Ariel tightened her jaw and said no more. Martin felt a sudden perverse tug for her.

"It's done," he said. "The children have voted. We go."

Martin ate in the cafeteria with the day's drill group when the maneuvers began.

The children felt it first as a deeper vibration through the ship, singing in their muscles and bones.

"Oh, man," Harpal Timechaser said. He brought out his wand and let it drift in the air. Slowly, precessing this way, then that, as the ship maneuvered to bring its drives to bear, the wand spun slowly, drawing their complete attention.

The vibration increased. The Dawn Treader'shull made a melodic singing noise, deep and masculine, as all the stresses of the drive pushed through its fabric. The wand began to settle, first toward one wall. They felt themselves "pushed" with it, and they yelled with excitement, then groaned as the room oriented within the ship, as if spun on gimbals, one flat wall becoming a floor, the other a ceiling.

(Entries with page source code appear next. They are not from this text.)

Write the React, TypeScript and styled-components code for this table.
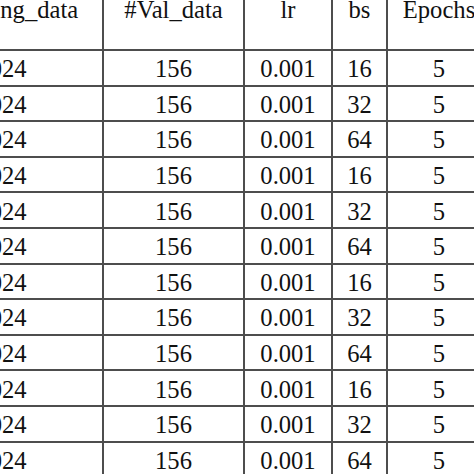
import React from "react";
import styled, { createGlobalStyle } from "styled-components";

const Global = createGlobalStyle`
  html, body {
    margin: 0;
    padding: 0;
    background: #ffffff;
    overflow: hidden;
  }
  body {
    width: 474px;
    height: 474px;
  }
`;

const Page = styled.div`
  width: 474px;
  height: 474px;
  overflow: hidden;
  background: #ffffff;
`;

const Table = styled.div`
  display: grid;
  grid-template-columns: 197px 141px 88px 55px 104px;
  grid-template-rows: 51px repeat(12, 35.6px);
  margin-left: -93px;
  width: max-content;
  font-family: "Liberation Serif", "Times New Roman", serif;
  font-size: 24.6px;
  color: #111111;
`;

const BaseCell = styled.div<{ $shift?: number }>`
  box-sizing: border-box;
  border-right: 2px solid #4d4d4d;
  border-bottom: 2px solid #4d4d4d;
  display: flex;
  justify-content: center;
  white-space: nowrap;
  padding-left: ${(p) => (p.$shift && p.$shift > 0 ? p.$shift * 2 : 0)}px;
  padding-right: ${(p) => (p.$shift && p.$shift < 0 ? -p.$shift * 2 : 0)}px;
`;

const HeaderCell = styled(BaseCell)`
  align-items: flex-start;
  line-height: 20px;
  padding-top: 0;
`;

const Cell = styled(BaseCell)`
  align-items: center;
  line-height: 27px;
  padding-top: 2px;
`;

const headers = ["#Training_data", "#Val_data", "lr", "bs", "Epochs"];
const batchSizes = [16, 32, 64, 16, 32, 64, 16, 32, 64, 16, 32, 64];

export default function App() {
  return (
    <Page>
      <Global />
      <Table>
        {headers.map((h, i) => (
          <HeaderCell key={h} $shift={i === 0 ? -1 : 0}>
            {h}
          </HeaderCell>
        ))}
        {batchSizes.map((bs, i) => (
          <React.Fragment key={i}>
            <Cell $shift={-2.5}>1024</Cell>
            <Cell>156</Cell>
            <Cell>0.001</Cell>
            <Cell>{bs}</Cell>
            <Cell>5</Cell>
          </React.Fragment>
        ))}
      </Table>
    </Page>
  );
}
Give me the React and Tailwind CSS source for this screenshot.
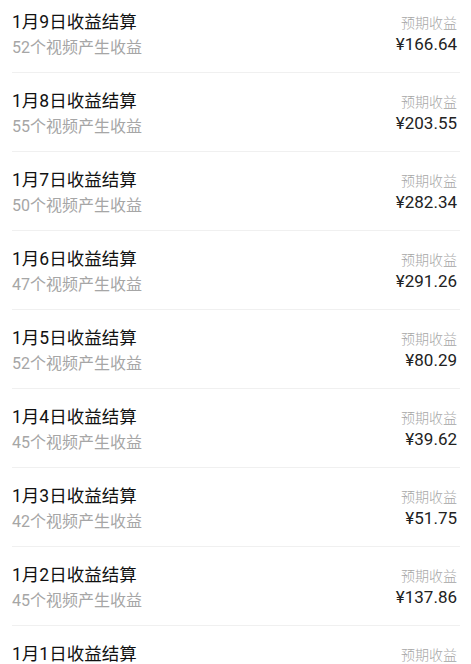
const rows = [
    { day: 9, count: 52, amount: "166.64" },
    { day: 8, count: 55, amount: "203.55" },
    { day: 7, count: 50, amount: "282.34" },
    { day: 6, count: 47, amount: "291.26" },
    { day: 5, count: 52, amount: "80.29" },
    { day: 4, count: 45, amount: "39.62" },
    { day: 3, count: 42, amount: "51.75" },
    { day: 2, count: 45, amount: "137.86" },
    { day: 1, count: 48, amount: "96.12" },
];

export default function App() {
    return (
        <div
            className="h-[664px] w-[471px] overflow-hidden bg-white"
            style={{ fontFamily: 'Roboto, "Noto Sans CJK SC", sans-serif' }}
        >
            <div className="-mt-[6px] pl-[12px] pr-[11px]">
                {rows.map((r) => (
                    <div key={r.day} className="flex h-[79px] justify-between border-b border-[#f0f0f0]">
                        <div className="pt-[15px]">
                            <div className="text-[17.5px] leading-[26px] text-[#111]">
                                1月{r.day}日收益结算
                            </div>
                            <div className="text-[16px] leading-[26px] text-[#a6a6a6]">
                                {r.count}个视频产生收益
                            </div>
                        </div>
                        <div className="flex flex-col items-end pt-[19px] pr-[3px]">
                            <div className="text-[14px] leading-[20px] font-light text-[#a6a6a6]">预期收益</div>
                            <div className="text-[17px] leading-[22px] text-[#222]">¥{r.amount}</div>
                        </div>
                    </div>
                ))}
            </div>
        </div>
    );
}
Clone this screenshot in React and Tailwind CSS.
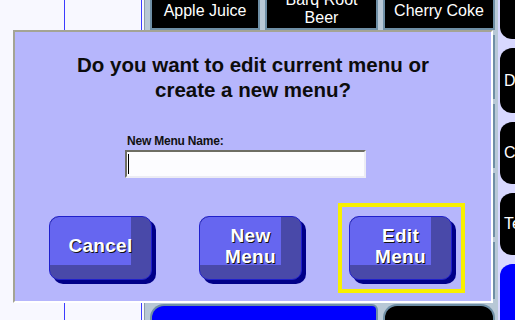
import React from 'react';

const Tile = ({ label, blue, className = '' }) => (
    <div className={`flex items-center justify-center text-center text-white text-[16px] leading-[16px] ring-2 ring-[#6f8fa6] ${blue ? 'bg-[#0000ff]' : 'bg-black'} ${className}`}>
        {label}
    </div>
);

const BigButton = ({ children }) => (
    <div className="relative w-[103px] h-[64px] rounded-[10px] border border-[#2020cc] bg-[#4949a9] shadow-[4px_4px_0_#000088] overflow-hidden">
        <div className="absolute top-0 left-0 w-[81px] h-[48px] bg-[#6666f0] rounded-tl-[9px]" />
        <div className="relative h-full flex items-center justify-center pb-[5px] text-center text-white font-bold text-[19px] leading-[21px] tracking-[0.3px] [text-shadow:1px_1px_0_#111]">
            {children}
        </div>
    </div>
);

const App = () => {
    return (
        <div className="relative w-[515px] h-[320px] overflow-hidden flex bg-[#f8f8ff] font-['Liberation_Sans',Arial,sans-serif]">
            {/* left list columns */}
            <div className="flex h-full shrink-0">
                <div className="w-[65px] h-full border-r border-[#3c3cff]" />
                <div className="w-[77px] h-full border-r border-[#3c3cff]" />
                <div className="w-[2px] h-full" />
            </div>

            {/* drink tiles */}
            <div className="w-[354px] h-full shrink-0 border-l border-[#8a9aaa] bg-[#b8c8d6] pl-[7px] pr-[5px]">
                <div className="grid grid-cols-[106px_109px_108px] grid-rows-[28px_60px_60px_60px_53px_60px] gap-x-[9px] gap-y-[9px]">
                    <Tile label="Apple Juice" className="pb-[6px]" />
                    <Tile label={<span>Barq Root<br />Beer</span>} className="pb-[10px] leading-[18px]" />
                    <Tile label="Cherry Coke" className="pb-[6px]" />
                    <Tile label="Coca Cola" />
                    <Tile label="Diet Coke" />
                    <Tile label="Dr Pepper" />
                    <Tile label="Fanta" />
                    <Tile label="Iced Tea" />
                    <Tile label="Lemonade" />
                    <Tile label="Milk" />
                    <Tile label="Orange Juice" />
                    <Tile label="Sprite" />
                    <Tile label="Water" />
                    <Tile label="Coffee" />
                    <Tile label="Hot Tea" />
                    <Tile label="" blue className="col-span-2 rounded-tl-[12px] rounded-tr-[4px]" />
                    <Tile label="" className="rounded-t-[12px]" />
                </div>
            </div>

            {/* right category column */}
            <div className="flex-1 h-full bg-[#d8d8ff] pl-[2px]">
                <div className="w-[110px] flex flex-col gap-[9px]">
                    <div className="h-[39px] bg-black rounded-b-[12px]" />
                    <div className="h-[65px] bg-black rounded-[12px] flex items-center pl-[4px] text-white text-[16px]">Drinks</div>
                    <div className="h-[62px] bg-black rounded-[12px] flex items-center pl-[4px] text-white text-[16px]">Coffee</div>
                    <div className="h-[62px] bg-black rounded-[12px] flex items-center pl-[4px] text-white text-[16px]">Tea</div>
                    <div className="h-[70px] bg-[#0000ff] rounded-[12px]" />
                </div>
            </div>

            {/* modal dialog */}
            <div className="absolute left-[13px] top-[30px] w-[480px] h-[273px] bg-[#b6b6fc] border-2 border-t-[#a4a494] border-l-[#a4a494] border-r-white border-b-white flex flex-col">
                <div className="pt-[20px] text-center text-[#0c0c0c] font-bold text-[20.5px] leading-[25px]">
                    Do you want to edit current menu or<br />create a new menu?
                </div>

                <div className="mt-[32px] ml-[110px]">
                    <div className="text-[12px] leading-[14px] font-bold text-[#111] tracking-[-0.2px] pl-[2px]">New Menu Name:</div>
                    <div className="mt-[2px] w-[241px] h-[28px] bg-[#fcfcff] border-2 border-t-[#6e6e64] border-l-[#6e6e64] border-r-[#ececf4] border-b-[#ececf4] flex items-center pl-[1px]">
                        <div className="w-[1px] h-[20px] bg-black" />
                    </div>
                </div>

                <div className="mt-[25px] pl-[34px] flex items-start">
                    <div className="mt-[13px]">
                        <BigButton>Cancel</BigButton>
                    </div>
                    <div className="mt-[13px] ml-[47px]">
                        <BigButton>New<br />Menu</BigButton>
                    </div>
                    <div className="ml-[36px] border-4 border-[#f8f000] pt-[9px] pl-[7px] pr-[9px] pb-[9px]">
                        <BigButton>Edit<br />Menu</BigButton>
                    </div>
                </div>
            </div>
        </div>
    );
};

export default App;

A gentle ten percent g as the drives came alive, stretched, clearing their throats.

"I'm going to be sick," Paola Birdsong said. "Why don't they smooth it for us?"

"Because we hate that more than this," Martin reminded her.

Half an hour later, the ship sang again, on an even deeper note. Martin saw the ship in momerath, felt its load of fuel decreasing steadily, flare of particles and radiation disappearing into the bottomless darkness of the ship's external sump, a way to conceal their wastes by scattering them across the surrounding light years as an increase in the energy of the vacuum.